Support and Maintenance Obligations

During uncertain times when incomes might fluctuate considerably or are lower than normal, child support and modifiable maintenance obligations may become impossible to meet. One option is to provide an obligation in support orders for parties to cooperate in periodic exchanges of income information followed by appropriate adjustments to the support obligation. Parties often agree to make spousal maintenance obligations non-modifiable, but in adverse and uncertain economic times, agreeing to non-modifiable maintenance provisions may be unfair and potentially devastating to both parties.

For those who have already been through a divorce and have support obligations, child support obligations can be reviewed as a matter of right every two years or when there is a substantial change of circumstances. An involuntary significant and ongoing decrease in income may constitute a substantial change of circumstances.
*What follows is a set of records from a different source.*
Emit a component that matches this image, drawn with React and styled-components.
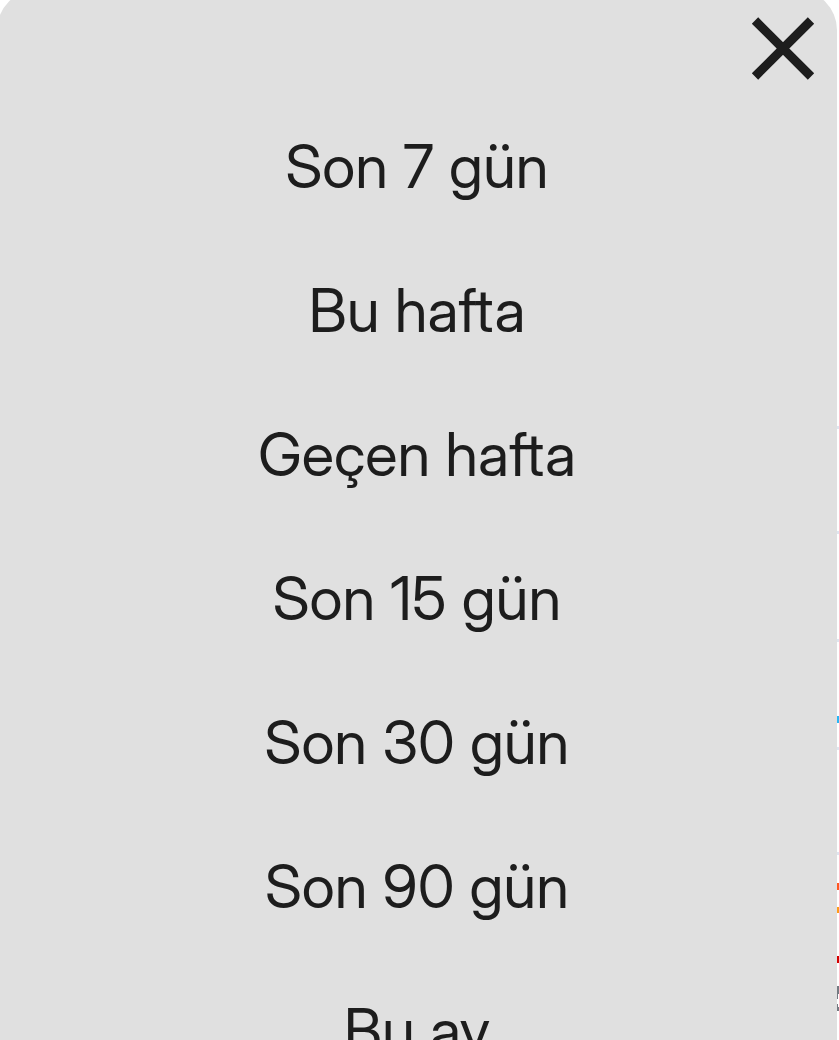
import React from "react";
import styled, { createGlobalStyle } from "styled-components";

const Global = createGlobalStyle`
  * { box-sizing: border-box; }
  body { margin: 0; background: #fff; overflow: hidden; }
`;
const Page = styled.main`
  display: grid;
  grid-template-columns: minmax(0, 1fr) 2px;
  height: 100vh;
  overflow: hidden;
  background: #fff;
`;
const Sheet = styled.section`
  margin: -10px 0 0 -3px;
  padding-top: 10px;
  background: #e0e0e0;
  border-radius: 40px 40px 0 0;
  color: #1d1d1d;
`;
const Header = styled.header`
  display: flex;
  justify-content: flex-end;
  padding: 16px 22px 0 0;
  height: 94px;
`;
const Close = styled.button`
  width: 64px;
  height: 64px;
  padding: 0;
  border: 0;
  background: none;
  color: inherit;
  cursor: pointer;
  svg { display: block; }
`;
const List = styled.ul`
  list-style: none;
  margin: 0;
  padding: 0;
`;
const Option = styled.button`
  display: block;
  width: 100%;
  height: 144px;
  padding: 0;
  border: 0;
  background: none;
  color: inherit;
  font: 400 60px/144px "Inter Display", Inter, "Liberation Sans", sans-serif;
  font-variation-settings: "opsz" 32;
  font-variant-ligatures: none;
  text-align: center;
  cursor: pointer;
`;
const ChartEdge = styled.svg`
  display: block;
  width: 2px;
  height: 1040px;
`;

const options = ["Son 7 gün", "Bu hafta", "Geçen hafta", "Son 15 gün", "Son 30 gün", "Son 90 gün", "Bu ay"];
const gridLines = [426, 531, 639, 747, 852];
const series = [
  { y: 716, h: 7, color: "#29b6f6" },
  { y: 883, h: 7, color: "#ff5722" },
  { y: 907, h: 6, color: "#ff9b1a" },
  { y: 956, h: 7, color: "#d50000" },
];

export default function App() {
  return (
    <Page>
      <Global />
      <Sheet>
        <Header>
          <Close aria-label="Kapat">
            <svg width="64" height="64" viewBox="0 0 64 64" stroke="currentColor" strokeWidth="9">
              <path d="M4 4.500 60 60.500M60 4.500 4 60.500" />
            </svg>
          </Close>
        </Header>
        <List>
          {options.map((o) => <li key={o}><Option>{o}</Option></li>)}
        </List>
      </Sheet>
      <ChartEdge viewBox="0 0 2 1040" aria-hidden="true">
        {gridLines.map((y) => <rect key={y} y={y} width="2" height="3" fill="#dfe5f0" />)}
        {series.map((s) => <rect key={s.y} y={s.y} width="2" height={s.h} fill={s.color} />)}
        <path d="M0 986h2v8H1v5H0zM0 1004h1v3h1v4H0z" fill="#757a82" />
      </ChartEdge>
    </Page>
  );
}
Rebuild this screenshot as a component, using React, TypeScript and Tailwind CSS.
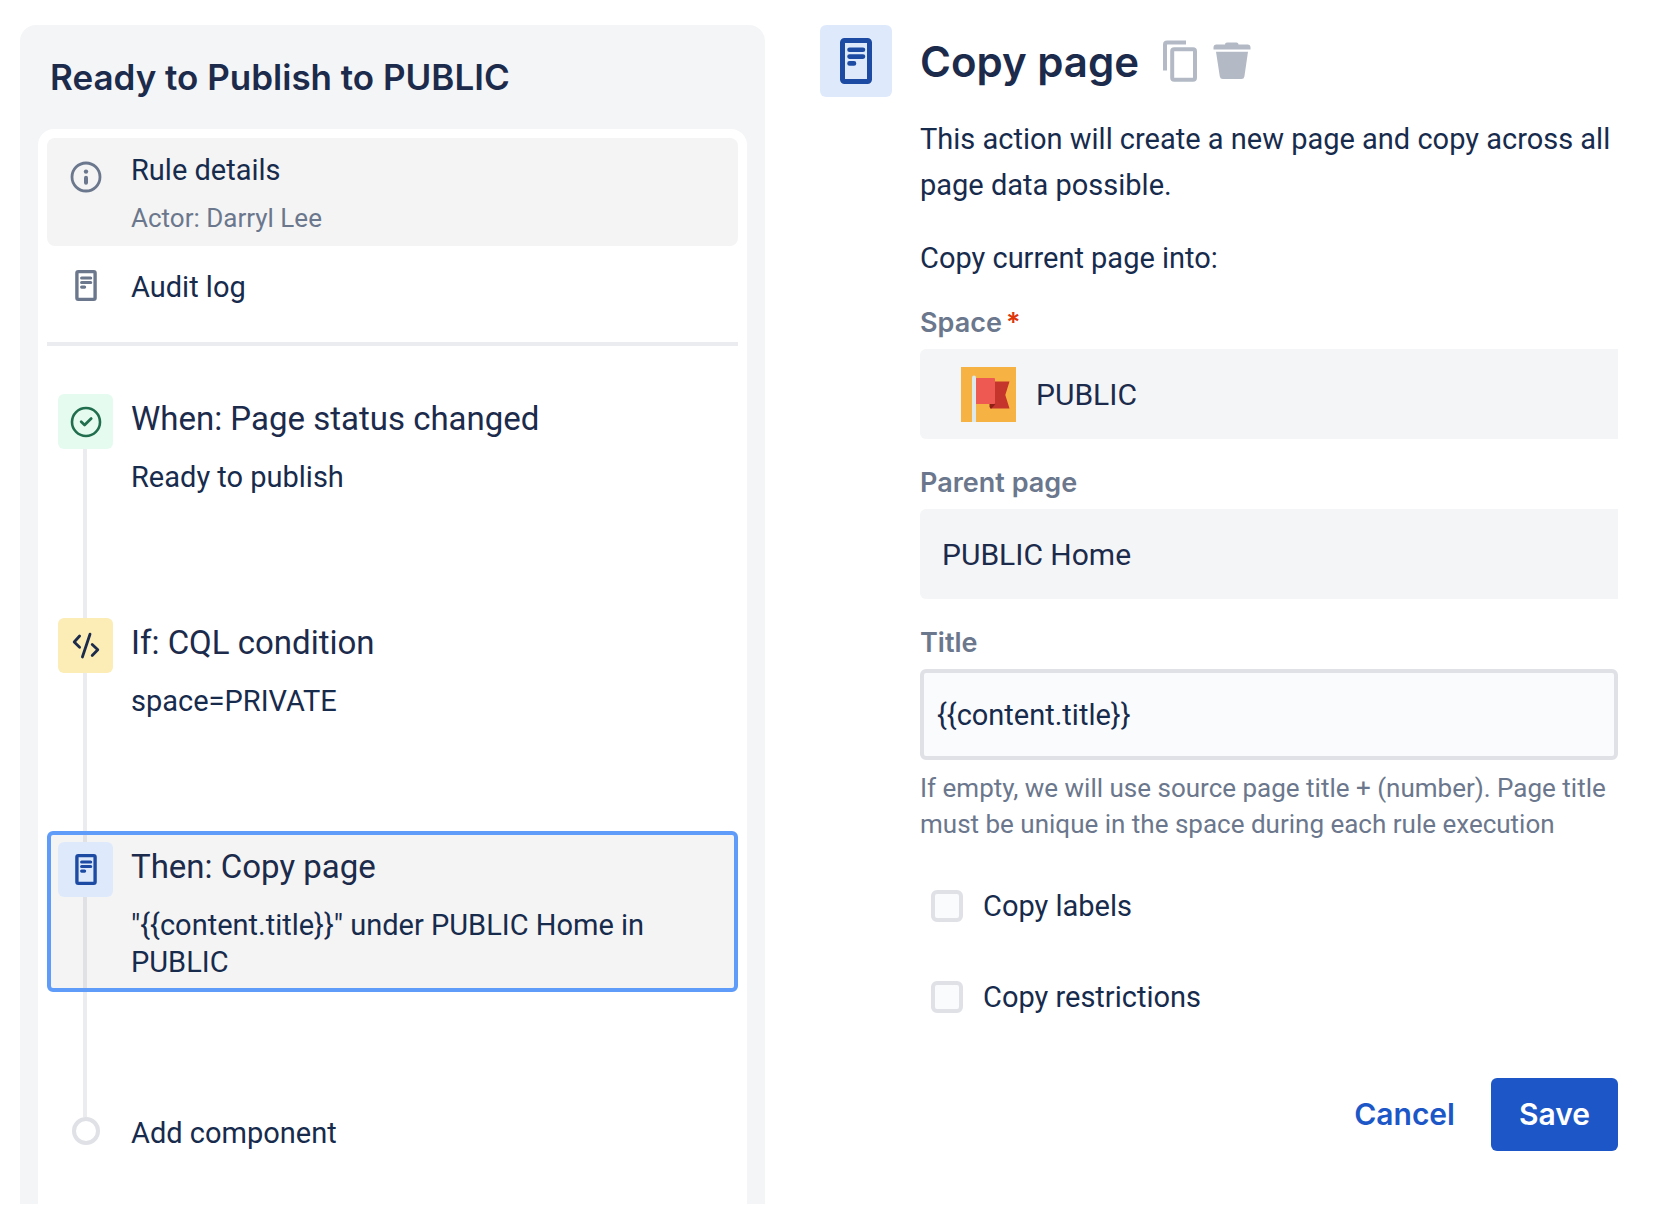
import React from 'react';

const DocIcon = ({ className }: { className: string }) => (
  <svg viewBox="0 0 32 46" className={className} fill="none" stroke="currentColor" aria-hidden="true">
    <rect x="2.5" y="2.5" width="27" height="41" rx="2" strokeWidth="5" />
    <path d="M9.5 11.8h13.5M9.5 18.6h13.5M9.5 25.4h4.5" strokeWidth="4.6" strokeLinecap="round" />
  </svg>
);

const InfoIcon = () => (
  <svg viewBox="0 0 32 32" className="h-8 w-8" fill="none" stroke="currentColor" aria-hidden="true">
    <circle cx="16" cy="16" r="14" strokeWidth="2.8" />
    <path d="M16 16.8v5" strokeWidth="4" strokeLinecap="round" />
    <circle cx="16" cy="10.6" r="2.2" fill="currentColor" stroke="none" />
  </svg>
);

const CheckIcon = () => (
  <svg viewBox="0 0 32 32" className="h-8 w-8" fill="none" stroke="currentColor" aria-hidden="true">
    <circle cx="16" cy="16" r="14" strokeWidth="2.6" />
    <path d="M11.2 15.8l3.4 3.2 6.6-6.4" strokeWidth="2.8" strokeLinecap="round" strokeLinejoin="round" />
  </svg>
);

const CodeIcon = () => (
  <svg viewBox="0 0 28 28" className="h-7 w-7" fill="none" stroke="currentColor" strokeWidth="2.8" strokeLinecap="round" strokeLinejoin="round" aria-hidden="true">
    <path d="M7.6 4L2.2 10l5.4 5.2M18 2.2L10.4 25M20.2 12.4l5.6 5.4-5.6 5.6" />
  </svg>
);

const CopyIcon = () => (
  <svg viewBox="0 0 34 42" className="h-[42px] w-[34px]" fill="none" stroke="currentColor" strokeWidth="4" aria-hidden="true">
    <path d="M23 2.5H4.2Q2 2.5 2 4.7V30.5" />
    <rect x="9.2" y="9.2" width="22.8" height="30.6" rx="2" />
  </svg>
);

const TrashIcon = () => (
  <svg viewBox="0 0 38 38" className="h-[38px] w-[38px]" fill="currentColor" aria-hidden="true">
    <path d="M12 2.6Q12 .6 14 .6h9.5q2 0 2 2h9q3 0 3 3v2H.5v-2q0-3 3-3z" />
    <path d="M3 9.8h32l-3.6 24.6q-.4 2.6-3 2.6H9.8q-2.6 0-3-2.6z" />
  </svg>
);

const FlagIcon = () => (
  <svg viewBox="0 0 55 55" className="h-[55px] w-[55px]" aria-hidden="true">
    <rect width="55" height="55" fill="#f6b344" />
    <path d="M34 14.5h14.5l-4.2 13.5 4.2 13.5H29V37z" fill="#c5352b" />
    <path d="M28.5 37h6l-4 4.5q-2 0-2-2z" fill="#8f2018" />
    <rect x="14.5" y="11" width="19.5" height="26" rx="1" fill="#ee5a52" />
    <path d="M11 55V10.5q0-2 2-2t2 2V55z" fill="#dde8ec" />
  </svg>
);

type Step = {
  title: string;
  detail: string;
  icon: React.ReactNode;
  iconClass: string;
  selected?: boolean;
};

const steps: Step[] = [
  {
    title: 'When: Page status changed',
    detail: 'Ready to publish',
    icon: <CheckIcon />,
    iconClass: 'bg-[#e5fbef] text-[#216e4e]',
  },
  {
    title: 'If: CQL condition',
    detail: 'space=PRIVATE',
    icon: <CodeIcon />,
    iconClass: 'bg-[#fbedb5] text-[#1c2b4b]',
  },
  {
    title: 'Then: Copy page',
    detail: '"{{content.title}}" under PUBLIC Home in PUBLIC',
    icon: <DocIcon className="h-[31px] w-[22px]" />,
    iconClass: 'bg-[#deeafc] text-[#1d4ba3]',
    selected: true,
  },
];

const StepItem = ({ step, first }: { step: Step; first: boolean }) => (
  <li className="relative pb-[100px]">
    {/* Connector line, the card's translucent background lies over it */}
    <span className={`absolute bottom-0 left-[36px] w-1 bg-[#ebecf0] ${first ? 'top-[65px]' : 'top-0'}`} />
    <button
      type="button"
      className={`relative flex w-full items-start gap-[18px] rounded-md border-4 p-[7px] text-left ${
        step.selected ? 'border-[#5f9bf8] bg-black/[0.043]' : 'border-transparent'
      }`}
    >
      <span className={`flex h-[55px] w-[55px] shrink-0 items-center justify-center rounded-md ${step.iconClass}`}>
        {step.icon}
      </span>
      <span className="min-w-0 flex-1 pt-[5px]">
        <span className="block text-[33px] leading-10 text-[#1c2b4b]">{step.title}</span>
        <span className="mt-5 block text-[29px] leading-[37px]">{step.detail}</span>
      </span>
    </button>
  </li>
);

const RulePanel = () => (
  <aside className="rounded-t-2xl bg-[#f4f5f7] px-[18px] pt-7">
    <h2 className="px-3 font-['Inter',sans-serif] text-[35px] font-semibold leading-[48px] text-[#1c2b4b]">
      Ready to Publish to PUBLIC
    </h2>
    <div className="mt-7 rounded-t-2xl bg-white px-[9px] pb-[55px] pt-[9px]">
      <button type="button" className="flex w-full items-start gap-[29px] rounded-lg bg-[#f4f4f4] px-[23px] pb-2 pt-3 text-left">
        <span className="mt-[11px] text-[#6b778c]">
          <InfoIcon />
        </span>
        <span>
          <span className="block text-[29px] leading-10">Rule details</span>
          <span className="mt-2 block text-[26px] leading-10 text-[#6b778c]">Actor: Darryl Lee</span>
        </span>
      </button>
      <button type="button" className="flex w-full items-start gap-[34px] px-7 py-5 text-left">
        <DocIcon className="mt-1 h-[31px] w-[22px] text-[#6b778c]" />
        <span className="text-[29px] leading-[42px]">Audit log</span>
      </button>
      <hr className="mt-[14px] border-t-4 border-[#ebecf0]" />
      <ol className="mt-[37px]">
        {steps.map((step, i) => (
          <StepItem key={step.title} step={step} first={i === 0} />
        ))}
        <li className="relative pt-[25px]">
          <span className="absolute left-[36px] top-0 h-[25px] w-1 bg-[#ebecf0]" />
          <button type="button" className="flex items-start gap-[31px] pl-[25px] text-left">
            <span className="h-7 w-7 rounded-full border-4 border-[#dfe1e6]" />
            <span className="text-[29px] leading-8">Add component</span>
          </button>
        </li>
      </ol>
    </div>
  </aside>
);

const labelClass = "block font-['Inter',sans-serif] text-[27px] font-semibold leading-9 text-[#6b778c]";

const CopyPageForm = () => {
  const [title, setTitle] = React.useState('{{content.title}}');

  return (
    <form className="flex items-start gap-7" onSubmit={(e) => e.preventDefault()}>
      <span className="flex h-[72px] w-[72px] shrink-0 items-center justify-center rounded-md bg-[#deeafc] text-[#1d4ba3]">
        <DocIcon className="h-[46px] w-8" />
      </span>
      <div className="min-w-0 flex-1">
        <div className="flex h-[72px] items-center text-[#b3bac5]">
          <h1 className="mr-6 font-['Inter',sans-serif] text-[42px] font-semibold text-[#1c2b4b]">Copy page</h1>
          <button type="button" aria-label="Duplicate component">
            <CopyIcon />
          </button>
          <button type="button" aria-label="Delete component" className="ml-4">
            <TrashIcon />
          </button>
        </div>
        <p className="mt-[19px] text-[29px] leading-[46px]">
          This action will create a new page and copy across all page data possible.
        </p>
        <p className="mt-[27px] text-[29px] leading-[46px]">Copy current page into:</p>

        <label htmlFor="space" className={`mt-6 ${labelClass}`}>
          Space<span className="pl-1 text-[#de350b]">*</span>
        </label>
        <div className="mt-2 flex h-[90px] items-center gap-5 rounded-l-md bg-[#f4f5f7] pl-[41px]">
          <FlagIcon />
          <select id="space" className="min-w-0 flex-1 appearance-none bg-transparent text-[30px] text-[#1c2b4b] outline-none">
            <option>PUBLIC</option>
          </select>
        </div>

        <label htmlFor="parent" className={`mt-[26px] ${labelClass}`}>
          Parent page
        </label>
        <select
          id="parent"
          className="mt-2 block h-[90px] w-full appearance-none rounded-l-md bg-[#f4f5f7] pl-[22px] text-[30px] text-[#1c2b4b] outline-none"
        >
          <option>PUBLIC Home</option>
        </select>

        <label htmlFor="title" className={`mt-[26px] ${labelClass}`}>
          Title
        </label>
        <input
          id="title"
          type="text"
          value={title}
          onChange={(e) => setTitle(e.target.value)}
          className="mt-2 block h-[91px] w-full rounded-md border-4 border-[#dfe1e6] bg-[#fafbfc] px-[13px] text-[29px] outline-none"
        />
        <p className="mt-[10px] text-[26px] leading-9 text-[#6b778c]">
          If empty, we will use source page title + (number). Page title must be unique in the space during each rule execution
        </p>

        <div className="mt-11 flex flex-col gap-[51px] pl-[11px]">
          {['Copy labels', 'Copy restrictions'].map((label) => (
            <label key={label} className="flex items-center gap-5 text-[29px] leading-10">
              <input type="checkbox" className="h-8 w-8 appearance-none rounded-md border-4 border-[#dfe1e6] bg-[#fafbfc] checked:bg-[#1d57c7]" />
              {label}
            </label>
          ))}
        </div>

        <div className="mt-[61px] flex items-center justify-end gap-9 font-['Inter',sans-serif] text-[30px]">
          <button type="button" className="font-semibold text-[#1d57c7]">
            Cancel
          </button>
          <button type="submit" className="h-[73px] rounded-md bg-[#1d57c7] px-7 font-semibold text-white">
            Save
          </button>
        </div>
      </div>
    </form>
  );
};

const App = () => (
  <main className="grid grid-cols-[745fr_798fr] gap-[55px] bg-white pb-3 pl-5 pr-[50px] pt-[25px] font-['Roboto',sans-serif] text-[#172b4d]">
    <RulePanel />
    <CopyPageForm />
  </main>
);

export default App;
Creative Property Distribution Solutions

For couples whose wealth is tied up in the family home, the decision to divorce may be difficult to make. In the current economy, it is likely that either the family home value is less than what is owed, or the home equity or other liquid assets are not enough to fund two separate households. In this situation, the couple might continue to own the home as tenants in common for a period of time until market conditions improve, with one party continuing to reside in the home and the financial responsibilities of maintaining the home equitably apportioned. When using this approach, language in the settlement agreement or decree must be clear regarding when the house will be marketed for sale, how net proceeds are defined and distributed, and the enforcement options for a party who does not ultimately cooperate in a sale.

As asset values decline and incomes contract, the need for attorney creativity and client cooperation becomes more important to achieve reasonable results.